Trakya Bölgesi’nde tarıma dayalı sanayinin gelişmesi için önemli bir altyapı ve işgücü potansiyeli bulunmaktadır. Bu noktada hedef, Türkiye’den Balkanlar’a ihraç edilen ve işlenmemiş tarım ürünlerine değer katmak ve ürün yelpazesini çeşitlendirmek olmalıdır. Bu bölümde, pazar potansiyeli olan ürünleri belirlemek amacıyla, Türkiye’nin Balkanlar’a ihraç ettiği tarım ürünlerinin işlenmesi ile üretilebilecek her bir alternatif ürün için Balkanlar’ın toplam talebi incelenmiştir. Hammaddesi hâlihazırda Türkiye’den Balkanlar’a giden tarım ürünlerine değer katarak çok daha yüksek birim fiyatla hem Balkanlar’da hem de farklı ülkelerde yeni pazarlar elde etmenin mümkün olduğu görülmektedir.

Şekil 1: Seçilmiş Balkan Ülkeleri


Türkiye ile Balkanlar arasındaki ticaret 2000’lerin başından bu yana hızla artmaktadır. Toplam ithalatı 150 milyar dolar olan Balkan ülkelerinin Türkiye’den yaptığı ithalat ise yaklaşık 7 milyar dolardır. 7 milyar dolarlık ihracatı ile Türkiye’nin Balkanlar’ın ithalatından aldığı pay yüzde 5’tir. İhracatın önemli kısmı ise İstanbul, Ankara ve Kocaeli gibi sanayinin geliştiği şehirlerden gönderilmektedir.

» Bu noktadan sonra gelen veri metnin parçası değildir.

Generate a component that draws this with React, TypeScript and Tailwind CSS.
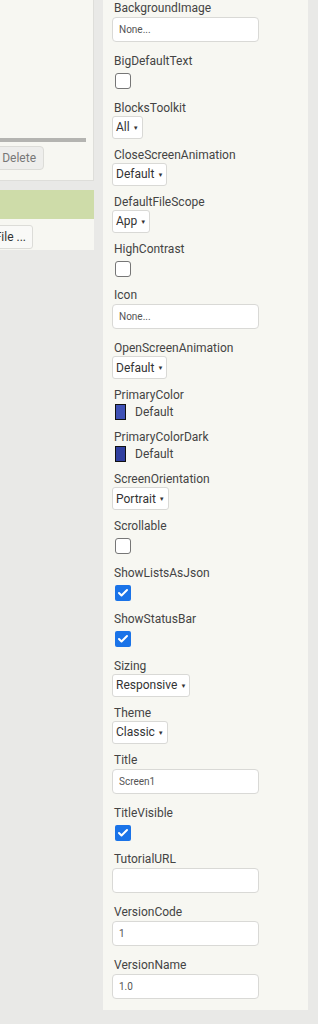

2010-2014 yılları arasında toplam ihracatının en büyük kısmını Balkanlar’a yapan şehir ise yüzde 44,5 ile Edirne’dir. 2010–2014 yılları arasında Türkiye Balkanlar’a toplam 38,7 milyar dolarlık ihracat yapmıştır. İstanbul 19,8 milyar dolar ile en fazla ihracat yapan ildir. İstanbul’u 3,4 milyar dolar ile Bursa ve 2,4 milyar dolar ile Kocaeli takip etmektedir. Toplam ihracatının en büyük kısmını Balkan ülkelerine yapan il ise Edirne olmuştur. Edirne 2010-2014 yılları arasında toplamda 260 milyon dolarlık ihracat yapıp bunun yüzde 44’ünü, yani 116 milyon dolarını Balkanlar’a göndermiştir. İlk beş ihracatçı arasında diğer Trakya illeri olan Kırklareli ve Tekirdağ da bulunmaktadır. Trakya illerine ek olarak Adıyaman ve Zonguldak’ta Balkan ülkelerinin payının yüksek olduğu illerdir.

(4) Seçilmiş Balkan ülkeleri: Yunanistan, Romanya, Bulgaristan, Arnavutluk, Hırvatistan, Bosna-Hersek, Kosova, Makedonya, Karadağ ve Sırbistan, , Trakya Bölgesi’ne uzaklık, nüfus, kişi başına düşen milli gelir göstergeleri dikkate alınarak Edirne’nin Türkiye pazarı büyüklüğünde bir pazarı kapsayacak şekilde olan ülkelerdir.